== WHAT IS NEEDED ==
Return the records, each one exactly as written.

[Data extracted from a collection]

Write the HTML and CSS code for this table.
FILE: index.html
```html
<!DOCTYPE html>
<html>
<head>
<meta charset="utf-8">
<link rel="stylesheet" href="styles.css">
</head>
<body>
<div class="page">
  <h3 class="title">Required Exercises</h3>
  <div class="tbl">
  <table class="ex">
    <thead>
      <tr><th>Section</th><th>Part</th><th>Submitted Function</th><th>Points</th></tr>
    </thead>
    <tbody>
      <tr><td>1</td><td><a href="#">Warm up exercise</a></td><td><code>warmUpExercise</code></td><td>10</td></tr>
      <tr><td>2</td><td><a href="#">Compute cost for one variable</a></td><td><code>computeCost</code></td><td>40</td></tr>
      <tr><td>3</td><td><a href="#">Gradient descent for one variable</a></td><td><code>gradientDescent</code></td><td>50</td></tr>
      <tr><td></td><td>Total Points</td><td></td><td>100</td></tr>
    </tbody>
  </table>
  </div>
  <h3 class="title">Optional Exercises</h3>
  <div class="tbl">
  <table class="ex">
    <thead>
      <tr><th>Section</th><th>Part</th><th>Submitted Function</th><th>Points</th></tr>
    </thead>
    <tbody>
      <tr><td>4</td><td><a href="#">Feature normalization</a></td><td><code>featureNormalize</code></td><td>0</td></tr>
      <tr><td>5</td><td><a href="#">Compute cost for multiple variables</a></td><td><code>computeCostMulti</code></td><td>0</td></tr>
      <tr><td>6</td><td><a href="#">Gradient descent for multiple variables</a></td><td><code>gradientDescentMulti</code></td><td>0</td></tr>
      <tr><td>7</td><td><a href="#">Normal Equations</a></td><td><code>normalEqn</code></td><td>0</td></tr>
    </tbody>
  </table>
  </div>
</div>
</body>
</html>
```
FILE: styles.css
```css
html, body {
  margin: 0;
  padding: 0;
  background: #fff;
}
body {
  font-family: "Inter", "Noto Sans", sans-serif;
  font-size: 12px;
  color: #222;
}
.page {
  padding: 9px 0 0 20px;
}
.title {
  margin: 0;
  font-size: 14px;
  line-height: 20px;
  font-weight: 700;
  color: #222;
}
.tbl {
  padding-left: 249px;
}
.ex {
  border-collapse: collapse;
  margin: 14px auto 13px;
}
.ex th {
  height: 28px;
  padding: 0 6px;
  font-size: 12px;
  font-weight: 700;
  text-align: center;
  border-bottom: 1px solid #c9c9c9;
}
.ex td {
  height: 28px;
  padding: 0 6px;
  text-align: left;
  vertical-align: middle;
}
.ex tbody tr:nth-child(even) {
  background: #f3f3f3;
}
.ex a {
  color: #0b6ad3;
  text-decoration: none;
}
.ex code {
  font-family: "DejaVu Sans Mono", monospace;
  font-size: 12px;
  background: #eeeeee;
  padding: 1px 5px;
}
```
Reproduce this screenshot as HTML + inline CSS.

== SOLUTION TO THIS EXERCISE ==
Write the HTML and CSS code for this table.
FILE: index.html
```html
<!DOCTYPE html>
<html>
<head>
<meta charset="utf-8">
<link rel="stylesheet" href="styles.css">
</head>
<body>
<div class="page">
  <h3 class="title">Required Exercises</h3>
  <div class="tbl">
  <table class="ex">
    <thead>
      <tr><th>Section</th><th>Part</th><th>Submitted Function</th><th>Points</th></tr>
    </thead>
    <tbody>
      <tr><td>1</td><td><a href="#">Warm up exercise</a></td><td><code>warmUpExercise</code></td><td>10</td></tr>
      <tr><td>2</td><td><a href="#">Compute cost for one variable</a></td><td><code>computeCost</code></td><td>40</td></tr>
      <tr><td>3</td><td><a href="#">Gradient descent for one variable</a></td><td><code>gradientDescent</code></td><td>50</td></tr>
      <tr><td></td><td>Total Points</td><td></td><td>100</td></tr>
    </tbody>
  </table>
  </div>
  <h3 class="title">Optional Exercises</h3>
  <div class="tbl">
  <table class="ex">
    <thead>
      <tr><th>Section</th><th>Part</th><th>Submitted Function</th><th>Points</th></tr>
    </thead>
    <tbody>
      <tr><td>4</td><td><a href="#">Feature normalization</a></td><td><code>featureNormalize</code></td><td>0</td></tr>
      <tr><td>5</td><td><a href="#">Compute cost for multiple variables</a></td><td><code>computeCostMulti</code></td><td>0</td></tr>
      <tr><td>6</td><td><a href="#">Gradient descent for multiple variables</a></td><td><code>gradientDescentMulti</code></td><td>0</td></tr>
      <tr><td>7</td><td><a href="#">Normal Equations</a></td><td><code>normalEqn</code></td><td>0</td></tr>
    </tbody>
  </table>
  </div>
</div>
</body>
</html>
```
FILE: styles.css
```css
html, body {
  margin: 0;
  padding: 0;
  background: #fff;
}
body {
  font-family: "Inter", "Noto Sans", sans-serif;
  font-size: 12px;
  color: #222;
}
.page {
  padding: 9px 0 0 20px;
}
.title {
  margin: 0;
  font-size: 14px;
  line-height: 20px;
  font-weight: 700;
  color: #222;
}
.tbl {
  padding-left: 249px;
}
.ex {
  border-collapse: collapse;
  margin: 14px auto 13px;
}
.ex th {
  height: 28px;
  padding: 0 6px;
  font-size: 12px;
  font-weight: 700;
  text-align: center;
  border-bottom: 1px solid #c9c9c9;
}
.ex td {
  height: 28px;
  padding: 0 6px;
  text-align: left;
  vertical-align: middle;
}
.ex tbody tr:nth-child(even) {
  background: #f3f3f3;
}
.ex a {
  color: #0b6ad3;
  text-decoration: none;
}
.ex code {
  font-family: "DejaVu Sans Mono", monospace;
  font-size: 12px;
  background: #eeeeee;
  padding: 1px 5px;
}
```
Reproduce this screenshot as HTML + inline CSS.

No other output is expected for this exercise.